Humiliation and torture: These two words jump off the page at me; I imagine they do to you, too. If your daughter is conditioned to believe that dishonor and degradation, cruelty and brutality are acceptable components of an intimate exchange, she will not be able to stand strong as an empowered, vibrant, confident, healthy young woman. If this is how your daughters are learning they deserve to be treated--during sex or elsewhere--I assure you that our society will disintegrate from within and our foundation will crumble. Just ask someone who has been sexually abused to share her story and you will hear how sexual assault and injury have wreaked havoc on her self worth and self esteem. Once done, the damage can be lifelong.

Further, I fail to understand how this type of disrespectful, potentially abusive sexual interaction is being touted as typical, normal, and mainstream by the very nature of it being celebrated in this blockbuster film. I acknowledge that some might say that S&M in it’s true form is consensual. Yet as a licensed professional counselor of 20 years, I tend towards believing that there is often a traumatic backstory for those who engage in this type of behavior, thus leading me to assert that “consensual” is a relative term.

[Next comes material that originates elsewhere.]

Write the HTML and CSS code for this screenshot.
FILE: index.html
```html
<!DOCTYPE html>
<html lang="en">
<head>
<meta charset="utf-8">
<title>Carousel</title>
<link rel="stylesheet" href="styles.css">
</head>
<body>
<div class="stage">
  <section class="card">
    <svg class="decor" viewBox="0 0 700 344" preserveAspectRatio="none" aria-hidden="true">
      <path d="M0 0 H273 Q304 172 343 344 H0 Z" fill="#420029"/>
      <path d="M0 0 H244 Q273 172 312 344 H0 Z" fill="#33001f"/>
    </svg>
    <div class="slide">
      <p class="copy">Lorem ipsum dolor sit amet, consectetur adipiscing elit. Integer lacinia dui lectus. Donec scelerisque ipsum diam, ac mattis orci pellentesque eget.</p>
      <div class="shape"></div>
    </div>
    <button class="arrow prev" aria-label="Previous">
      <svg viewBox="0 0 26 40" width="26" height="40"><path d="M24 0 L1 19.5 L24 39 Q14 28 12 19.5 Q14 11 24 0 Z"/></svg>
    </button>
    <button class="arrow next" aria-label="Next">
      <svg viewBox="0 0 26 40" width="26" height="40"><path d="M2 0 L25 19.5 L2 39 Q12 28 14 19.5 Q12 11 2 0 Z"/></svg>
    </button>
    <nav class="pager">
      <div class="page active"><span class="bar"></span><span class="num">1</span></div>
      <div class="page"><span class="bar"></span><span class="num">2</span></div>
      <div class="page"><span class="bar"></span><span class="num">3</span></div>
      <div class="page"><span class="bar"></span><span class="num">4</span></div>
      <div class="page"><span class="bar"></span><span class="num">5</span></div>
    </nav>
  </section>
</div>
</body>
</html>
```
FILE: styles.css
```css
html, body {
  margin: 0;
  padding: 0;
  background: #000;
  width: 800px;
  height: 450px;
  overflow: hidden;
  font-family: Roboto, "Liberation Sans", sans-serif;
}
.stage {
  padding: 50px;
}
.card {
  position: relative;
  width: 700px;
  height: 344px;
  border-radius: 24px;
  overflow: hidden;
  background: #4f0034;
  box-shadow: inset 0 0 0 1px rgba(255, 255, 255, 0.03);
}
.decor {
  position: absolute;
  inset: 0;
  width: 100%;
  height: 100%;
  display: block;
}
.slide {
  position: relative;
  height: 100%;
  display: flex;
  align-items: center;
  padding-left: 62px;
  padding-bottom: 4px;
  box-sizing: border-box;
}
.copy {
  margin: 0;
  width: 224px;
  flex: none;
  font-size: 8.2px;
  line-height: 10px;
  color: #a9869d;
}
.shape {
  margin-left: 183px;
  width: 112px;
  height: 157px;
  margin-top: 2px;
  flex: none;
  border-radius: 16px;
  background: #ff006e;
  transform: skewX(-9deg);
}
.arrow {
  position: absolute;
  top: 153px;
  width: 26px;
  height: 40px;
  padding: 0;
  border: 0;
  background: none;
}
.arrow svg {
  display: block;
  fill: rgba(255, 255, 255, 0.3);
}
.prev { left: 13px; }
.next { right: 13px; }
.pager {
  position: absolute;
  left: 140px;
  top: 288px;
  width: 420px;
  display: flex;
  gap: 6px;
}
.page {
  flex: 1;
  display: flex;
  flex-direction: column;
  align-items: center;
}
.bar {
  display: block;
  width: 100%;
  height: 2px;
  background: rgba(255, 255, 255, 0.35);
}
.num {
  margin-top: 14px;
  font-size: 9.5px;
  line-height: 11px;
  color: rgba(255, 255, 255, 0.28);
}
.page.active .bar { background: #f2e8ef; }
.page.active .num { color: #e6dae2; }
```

I ask myself: How can a movie like this possibly be a source of education about sex while normalizing this kind of behavior? Adding to that reality is the fact that marriage is rarely presented as a significant moral value in relation to sexual interactions anymore. Sadly, sometimes it feels like there’s no turning back when it comes to cultural norms around this issue, which deeply and profoundly breaks my heart, especially when in my counseling office I hear gut-wrenching stories of sexual exchanges gone wrong, resulting in detrimental impacts on women.

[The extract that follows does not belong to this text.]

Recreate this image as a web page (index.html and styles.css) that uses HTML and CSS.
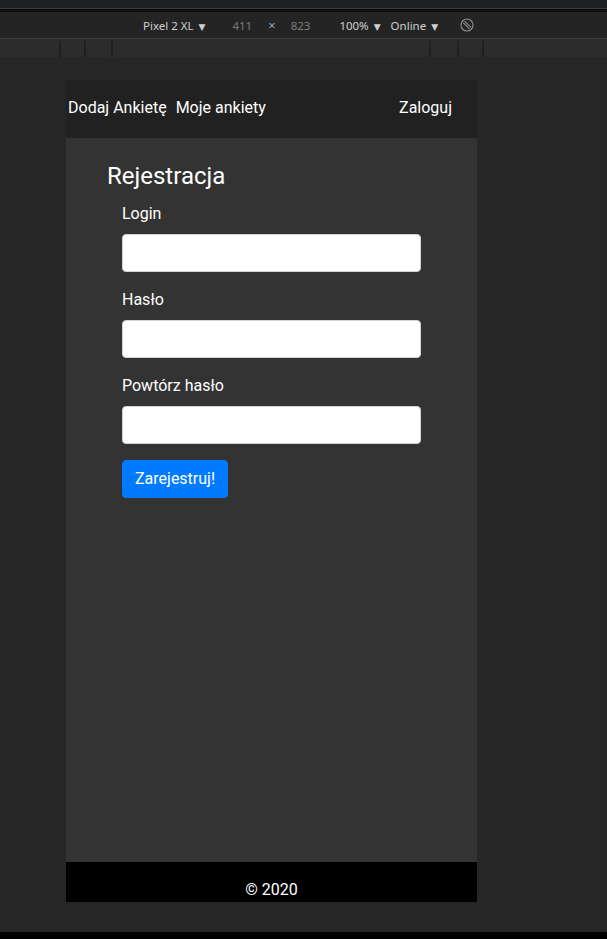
FILE: index.html
```html
<!DOCTYPE html>
<html lang="pl">
<head>
<meta charset="utf-8">
<title>Rejestracja</title>
<link rel="stylesheet" href="styles.css">
</head>
<body>
<div class="devtools">
  <div class="topstrip"></div>
  <div class="toolbar">
    <span class="tb-device">Pixel 2 XL <span class="caret">▼</span></span>
    <span class="tb-dim">411</span>
    <span class="tb-x">×</span>
    <span class="tb-dim">823</span>
    <span class="tb-zoom">100% <span class="caret">▼</span></span>
    <span class="tb-net">Online <span class="caret">▼</span></span>
    <svg class="tb-rotate" width="14" height="14" viewBox="0 0 14 14">
      <circle cx="7" cy="7" r="6" fill="none" stroke="#8a8a8a" stroke-width="1.2"/>
      <line x1="3.2" y1="4.6" x2="9.4" y2="10.8" stroke="#8a8a8a" stroke-width="1.2"/>
      <line x1="4.6" y1="3.2" x2="10.8" y2="9.4" stroke="#8a8a8a" stroke-width="1.2"/>
    </svg>
  </div>
  <div class="ruler">
    <div class="seg s1"></div>
    <div class="seg s2"></div>
    <div class="seg s3"></div>
    <div class="seg s4"></div>
    <div class="seg s5"></div>
    <div class="seg s6"></div>
    <div class="seg s7"></div>
  </div>
  <div class="viewport">
    <div class="device">
      <nav class="nav">
        <a class="nav-link">Dodaj Ankietę</a>
        <a class="nav-link">Moje ankiety</a>
        <a class="nav-link nav-right">Zaloguj</a>
      </nav>
      <main class="content">
        <h3 class="title">Rejestracja</h3>
        <form class="form">
          <div class="group">
            <label class="label">Login</label>
            <input class="input" type="text">
          </div>
          <div class="group">
            <label class="label">Hasło</label>
            <input class="input" type="password">
          </div>
          <div class="group">
            <label class="label">Powtórz hasło</label>
            <input class="input" type="password">
          </div>
          <button class="btn" type="button">Zarejestruj!</button>
        </form>
      </main>
      <footer class="footer">© 2020</footer>
    </div>
  </div>
  <div class="bottom"></div>
</div>
</body>
</html>
```
FILE: styles.css
```css
* { box-sizing: border-box; }
html, body { margin: 0; padding: 0; background: #262626; }
.devtools {
  width: 607px;
  height: 939px;
  display: flex;
  flex-direction: column;
  overflow: hidden;
}
.topstrip {
  height: 12px;
  flex: none;
  background: linear-gradient(#1f2023 0, #1f2023 8px, #3a3a3a 8px, #3a3a3a 9px, #0d0d0d 9px);
}
.toolbar {
  height: 27px;
  flex: none;
  background: #242424;
  border-bottom: 1px solid #3b3b3b;
  display: flex;
  align-items: center;
  font-family: "Noto Sans", "DejaVu Sans", sans-serif;
  font-size: 11.5px;
  color: #cfcfcf;
  padding-left: 143px;
}
.caret { font-size: 9px; margin-left: 2px; }
.tb-dim { color: #7c7c7c; }
.tb-device + .tb-dim { margin-left: 27px; }
.tb-x { color: #8aa0c0; margin: 0 15px 0 16px; font-size: 13px; }
.tb-zoom { margin-left: 29px; }
.tb-net { margin-left: 10px; }
.tb-rotate { margin-left: 22px; }
.ruler {
  height: 18px;
  flex: none;
  background: #2c2c2c;
  display: flex;
  padding-top: 2px;
}
.seg { height: 16px; border-right: 2px solid #1f1f1f; }
.s1 { width: 61px; }
.s2 { width: 25px; }
.s3 { width: 27px; }
.s4 { width: 318px; }
.s5 { width: 28px; }
.s6 { width: 25px; }
.s7 { flex: 1; border-right: none; }
.viewport {
  flex: 1;
  background: #262626;
  padding: 23px 0 0 66px;
}
.bottom { height: 7px; flex: none; background: #000; }
.device {
  width: 411px;
  height: 822px;
  display: flex;
  flex-direction: column;
  font-family: Roboto, "Noto Sans", sans-serif;
  color: #fff;
}
.nav {
  height: 58px;
  flex: none;
  background: #212121;
  display: flex;
  align-items: center;
  padding: 0 25px 4px 2px;
  font-size: 16px;
}
.nav-link { color: #fff; margin-right: 9px; }
.nav-right { margin-left: auto; margin-right: 0; }
.content {
  flex: 1;
  background: #333333;
  padding: 24px 0 0 41px;
}
.title {
  margin: 0 0 11px 0;
  font-size: 24px;
  font-weight: 400;
  line-height: 1.2;
}
.form { margin-left: 15px; width: 299px; }
.group { margin-bottom: 16px; }
.label {
  display: block;
  font-size: 16px;
  line-height: 24px;
  margin-bottom: 8px;
}
.input {
  display: block;
  width: 100%;
  height: 38px;
  border: 1px solid #ced4da;
  border-radius: 4px;
  background: #fff;
  padding: 6px 12px;
  font-size: 16px;
}
.btn {
  font-family: Roboto, "Noto Sans", sans-serif;
  font-size: 16px;
  line-height: 24px;
  color: #fff;
  background: #007bff;
  border: 1px solid #007bff;
  border-radius: 4px;
  padding: 6px 12px;
  height: 38px;
}
.footer {
  height: 40px;
  flex: none;
  background: #000;
  text-align: center;
  font-size: 16px;
  line-height: 20px;
  padding-top: 18px;
}
```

Then this week I read an article in People Magazine about Jamie Dorman regarding his experience of playing Christian Grey. I was shocked to learn that not only does he not endorse Christian’s approach to sex, but he doesn’t even think his wife would want to see the movie. He is clearly profiting from the ravenous sexual appetites of his viewers while simultaneously opposing that which he has invested in. The article continues by nonchalantly transitioning from content about his “experimenting with some rather complicated bedroom accessories” during filming to then talking about things “getting even more animated” at home with his wife and two young daughters, ages three and one, while watching their two favorite movies, Frozen and Trolls.

Did you catch that he’s a dad to two little girls? Jamie Dorman is a father to two young, vulnerable daughters, and he has chosen to endorse S&M by putting his name and reputation behind such activity. I have to wonder if his girls will ever watch these movies one day, and if so, is this how he wants them to learn about sex? Does he want his precious treasures to be treated in ways that he has modeled throughout some of the 118 minutes of this film?

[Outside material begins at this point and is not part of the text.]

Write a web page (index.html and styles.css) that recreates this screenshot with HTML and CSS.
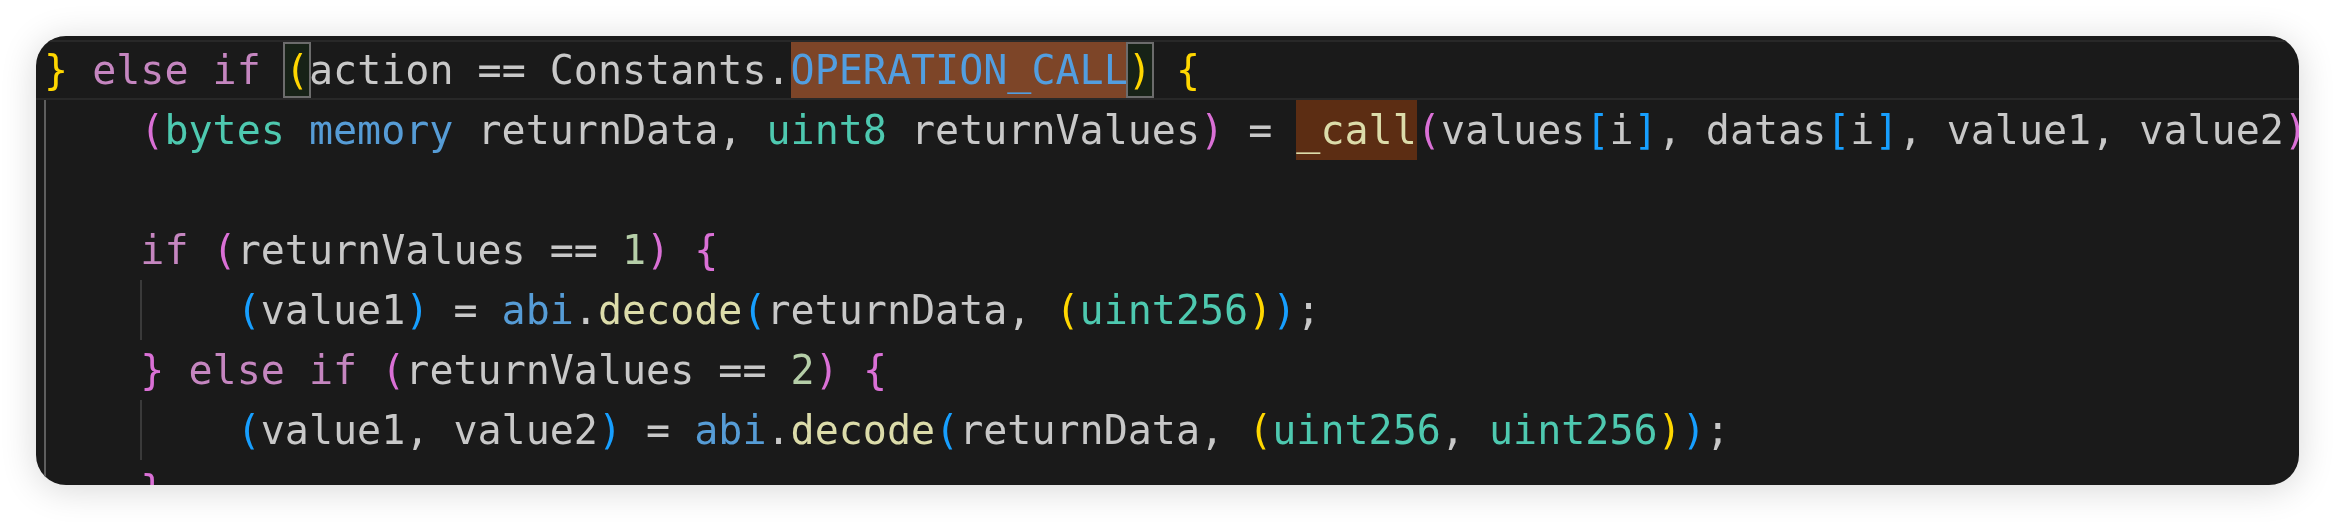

Lest we mistakenly assume that this theme is tied only to these two present day movies, there are actually new sexual apps springing up everyday. And if you have a daughter between the ages of 13 and 29 (according to research), there is a strong likelihood that she has already been asked to send a nude selfie, making her incredibly vulnerable to exploitation and cyberbullying. In fact, this kind of exchange is now often considered a typical part of a relationship, and sexual hookups are increasingly considered par for the course.

I’ve not ever spoken out this strongly in a blog before, where I’m calling out someone I’ve never met on his lifestyle choices. But I am so disturbed by what this recent movie portrays that I cannot stay silent. Moreover, I appeal to you as a father: You have to address this issue, sex, with your daughter.

Please don’t assume that your daughter has clarity on this subject, particularly if you haven’t been a part of the conversation with her. Never conclude that she is immune from devastating, life-long impacts should she engage in sexual activity at an early age. Sexual exploration is a dangerous new norm, and she needs you to help protect her.

Dad, if you’re ready to tackle this subject with your daughter, here are some suggestions:

  1. Tell her your wishes, hopes, dreams, and expectations for how she should be treated, sexually and otherwise. If you don’t tell her directly, she won’t know. She needs to hear your words in order to know your heart.

  2. Let her know that you believe she is worthy of being treated with respect, with dignity and honor, while communicating your hope that she will never tolerate humiliation or torture in a romantic relationship. Again, if you don’t say it directly, she won’t know exactly what you’re thinking on this issue. If you affirm her worth and value, it will stick with her long after you’ve said the words.

  3. In an age appropriate way, tell her a story of someone you’ve known (it could even be you) who didn’t navigate a relationship wisely and had to learn the hard way. Being honest with your daughter can go a long way towards letting her know you’ve not always been perfect, which could then set the foundation for future conversations should she need to come to you with a need at some point down the road.

  4. Invite her to write out her “minimum dating requirements,” which are those absolute relationship deal breakers should she ever be asked, forced, or pressured to engage in activities that don’t sit right in the core of her being. Start the conversation early, even as young as fourth or fifth grade. For extra credit, help her write this out, followed with asking if she will let you hold her accountable to keep her standards high in each of these areas. Then check in with her a couple times a year.

  5. Treat your daughter the way you want her to be treated…always. When she experiences being treated well by you, she will expect that same treatment from others, especially guys. Remember that more is caught than taught. Letting her experience honorable treatment from you is better than any lecture you could give her.

Dads, I know this is a tough subject to address, and yet honestly, we’ve just barely scratched the surface today. It’s time to turn the lights on so you can see the potentially treacherous sexual dynamics that swirl around your daughter and choose to courageously open up this conversation with her.

Truthfully, this is too important to ignore. Your daughter’s future depends on it.